> [EXERCISE] Exactly as written, retype the listing below, omitting the pictures.

> [SUPPLIED INFORMATION]
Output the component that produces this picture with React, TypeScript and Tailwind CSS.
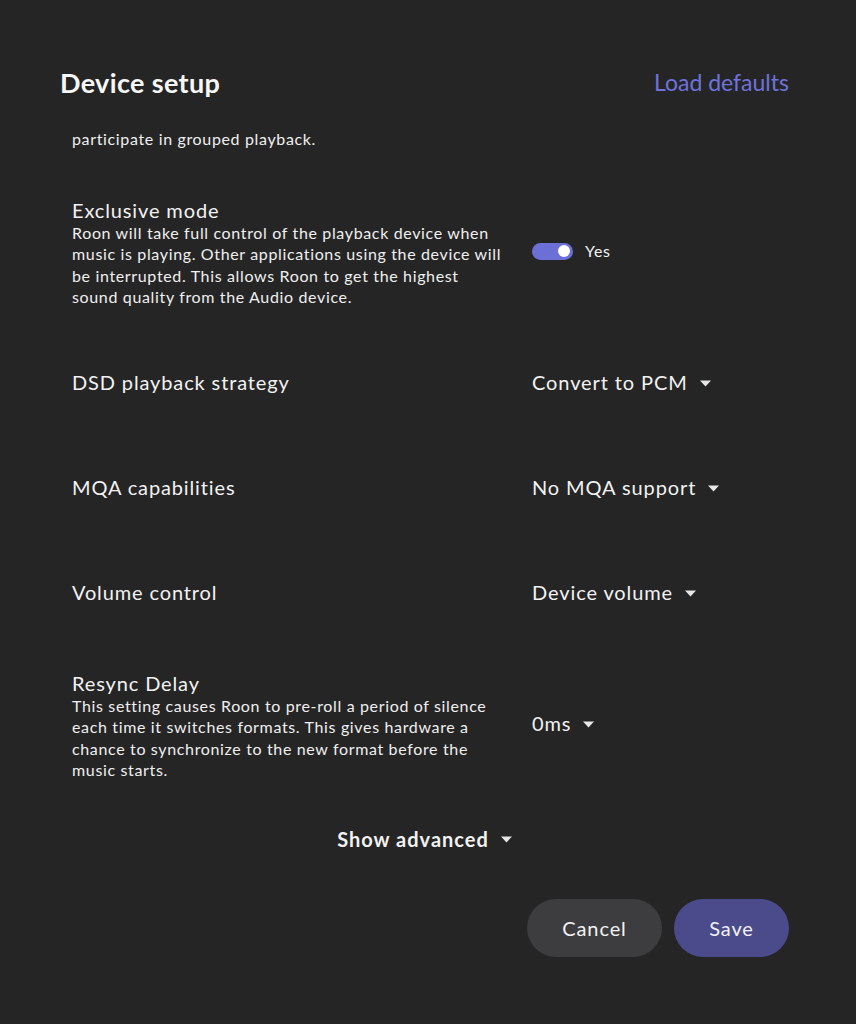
import React from "react";

function Caret({ className = "" }: { className?: string }) {
  return (
    <svg width="11" height="7" viewBox="0 0 11 7" className={className}>
      <polygon points="0,0.5 11,0.5 5.5,6.5" fill="#e6e6e6" />
    </svg>
  );
}

function SelectValue({ label, className = "" }: { label: string; className?: string }) {
  return (
    <div className={`flex items-center text-[20px] leading-[24px] tracking-[0.9px] text-[#f2f2f2] ${className}`}>
      <span>{label}</span>
      <Caret className="ml-[12px] mt-[4px]" />
    </div>
  );
}

function SimpleRow({ label, value, mt }: { label: string; value: string; mt: string }) {
  return (
    <div className={`flex items-center pl-[12px] ${mt}`}>
      <div className="w-[460px] shrink-0 text-[20px] leading-[24px] tracking-[0.87px] text-[#f2f2f2]">{label}</div>
      <SelectValue label={value} />
    </div>
  );
}

export default function App() {
  return (
    <div
      className="min-h-[1024px] w-full bg-[#252525] text-[#f2f2f2] antialiased"
      style={{ fontFamily: "Lato, 'Noto Sans', sans-serif" }}
    >
      <div className="pl-[60px] pr-[67px] pt-[66px]">
        <div className="flex items-start justify-between">
          <h1 className="text-[27px] leading-[33px] font-bold tracking-[0.35px] text-[#f7f7f7]">Device setup</h1>
          <button className="mt-[2px] text-[23px] leading-[29px] text-[#6f72dc]">Load defaults</button>
        </div>

        <div className="flex flex-col">
          <p className="mt-[29px] pl-[12px] text-[16px] leading-[21.5px] tracking-[0.65px] text-[#efefef]">
            participate in grouped playback.
          </p>

          {/* Exclusive mode */}
          <div className="mt-[48px] flex items-center pl-[12px]">
            <div className="w-[460px] shrink-0">
              <div className="text-[20px] leading-[24px] tracking-[0.87px] text-[#f2f2f2]">Exclusive mode</div>
              <div className="text-[16px] leading-[21.5px] tracking-[0.65px] text-[#efefef]">
                Roon will take full control of the playback device when
                <br />
                music is playing. Other applications using the device will
                <br />
                be interrupted. This allows Roon to get the highest
                <br />
                sound quality from the Audio device.
              </div>
            </div>
            <div className="mb-[3px] flex items-center">
              <div className="flex h-[17px] w-[41px] items-center justify-end rounded-full bg-[#6c6fd6] pr-[3px]">
                <div className="h-[12px] w-[12px] rounded-full bg-white" />
              </div>
              <span className="ml-[12px] text-[16px] leading-[20px] tracking-[0.65px] text-[#f2f2f2]">Yes</span>
            </div>
          </div>

          <SimpleRow label="DSD playback strategy" value="Convert to PCM" mt="mt-[62px]" />
          <SimpleRow label="MQA capabilities" value="No MQA support" mt="mt-[81px]" />
          <SimpleRow label="Volume control" value="Device volume" mt="mt-[81px]" />

          {/* Resync Delay */}
          <div className="mt-[67px] flex items-center pl-[12px]">
            <div className="w-[460px] shrink-0">
              <div className="text-[20px] leading-[24px] tracking-[0.87px] text-[#f2f2f2]">Resync Delay</div>
              <div className="text-[16px] leading-[21.5px] tracking-[0.65px] text-[#efefef]">
                This setting causes Roon to pre-roll a period of silence
                <br />
                each time it switches formats. This gives hardware a
                <br />
                chance to synchronize to the new format before the
                <br />
                music starts.
              </div>
            </div>
            <SelectValue label="0ms" className="mb-[6px]" />
          </div>

          {/* Show advanced */}
          <div className="mt-[46px] flex items-center justify-center">
            <span className="text-[20px] leading-[24px] font-bold tracking-[1px] text-[#f2f2f2]">Show advanced</span>
            <Caret className="ml-[12px] mt-[2px]" />
          </div>

          {/* Buttons */}
          <div className="mt-[48px] flex justify-end gap-[12px]">
            <button className="flex h-[58px] w-[135px] items-center justify-center rounded-full bg-[#3d3d3f] text-[20px] tracking-[0.9px] text-[#f2f2f2]">
              Cancel
            </button>
            <button className="flex h-[58px] w-[115px] items-center justify-center rounded-full bg-[#4b4b8c] text-[20px] tracking-[0.9px] text-[#f2f2f2]">
              Save
            </button>
          </div>
        </div>
      </div>
    </div>
  );
}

> [RESPONSE TO THE TASK]
Output the component that produces this picture with React, TypeScript and Tailwind CSS.
import React from "react";

function Caret({ className = "" }: { className?: string }) {
  return (
    <svg width="11" height="7" viewBox="0 0 11 7" className={className}>
      <polygon points="0,0.5 11,0.5 5.5,6.5" fill="#e6e6e6" />
    </svg>
  );
}

function SelectValue({ label, className = "" }: { label: string; className?: string }) {
  return (
    <div className={`flex items-center text-[20px] leading-[24px] tracking-[0.9px] text-[#f2f2f2] ${className}`}>
      <span>{label}</span>
      <Caret className="ml-[12px] mt-[4px]" />
    </div>
  );
}

function SimpleRow({ label, value, mt }: { label: string; value: string; mt: string }) {
  return (
    <div className={`flex items-center pl-[12px] ${mt}`}>
      <div className="w-[460px] shrink-0 text-[20px] leading-[24px] tracking-[0.87px] text-[#f2f2f2]">{label}</div>
      <SelectValue label={value} />
    </div>
  );
}

export default function App() {
  return (
    <div
      className="min-h-[1024px] w-full bg-[#252525] text-[#f2f2f2] antialiased"
      style={{ fontFamily: "Lato, 'Noto Sans', sans-serif" }}
    >
      <div className="pl-[60px] pr-[67px] pt-[66px]">
        <div className="flex items-start justify-between">
          <h1 className="text-[27px] leading-[33px] font-bold tracking-[0.35px] text-[#f7f7f7]">Device setup</h1>
          <button className="mt-[2px] text-[23px] leading-[29px] text-[#6f72dc]">Load defaults</button>
        </div>

        <div className="flex flex-col">
          <p className="mt-[29px] pl-[12px] text-[16px] leading-[21.5px] tracking-[0.65px] text-[#efefef]">
            participate in grouped playback.
          </p>

          {/* Exclusive mode */}
          <div className="mt-[48px] flex items-center pl-[12px]">
            <div className="w-[460px] shrink-0">
              <div className="text-[20px] leading-[24px] tracking-[0.87px] text-[#f2f2f2]">Exclusive mode</div>
              <div className="text-[16px] leading-[21.5px] tracking-[0.65px] text-[#efefef]">
                Roon will take full control of the playback device when
                <br />
                music is playing. Other applications using the device will
                <br />
                be interrupted. This allows Roon to get the highest
                <br />
                sound quality from the Audio device.
              </div>
            </div>
            <div className="mb-[3px] flex items-center">
              <div className="flex h-[17px] w-[41px] items-center justify-end rounded-full bg-[#6c6fd6] pr-[3px]">
                <div className="h-[12px] w-[12px] rounded-full bg-white" />
              </div>
              <span className="ml-[12px] text-[16px] leading-[20px] tracking-[0.65px] text-[#f2f2f2]">Yes</span>
            </div>
          </div>

          <SimpleRow label="DSD playback strategy" value="Convert to PCM" mt="mt-[62px]" />
          <SimpleRow label="MQA capabilities" value="No MQA support" mt="mt-[81px]" />
          <SimpleRow label="Volume control" value="Device volume" mt="mt-[81px]" />

          {/* Resync Delay */}
          <div className="mt-[67px] flex items-center pl-[12px]">
            <div className="w-[460px] shrink-0">
              <div className="text-[20px] leading-[24px] tracking-[0.87px] text-[#f2f2f2]">Resync Delay</div>
              <div className="text-[16px] leading-[21.5px] tracking-[0.65px] text-[#efefef]">
                This setting causes Roon to pre-roll a period of silence
                <br />
                each time it switches formats. This gives hardware a
                <br />
                chance to synchronize to the new format before the
                <br />
                music starts.
              </div>
            </div>
            <SelectValue label="0ms" className="mb-[6px]" />
          </div>

          {/* Show advanced */}
          <div className="mt-[46px] flex items-center justify-center">
            <span className="text-[20px] leading-[24px] font-bold tracking-[1px] text-[#f2f2f2]">Show advanced</span>
            <Caret className="ml-[12px] mt-[2px]" />
          </div>

          {/* Buttons */}
          <div className="mt-[48px] flex justify-end gap-[12px]">
            <button className="flex h-[58px] w-[135px] items-center justify-center rounded-full bg-[#3d3d3f] text-[20px] tracking-[0.9px] text-[#f2f2f2]">
              Cancel
            </button>
            <button className="flex h-[58px] w-[115px] items-center justify-center rounded-full bg-[#4b4b8c] text-[20px] tracking-[0.9px] text-[#f2f2f2]">
              Save
            </button>
          </div>
        </div>
      </div>
    </div>
  );
}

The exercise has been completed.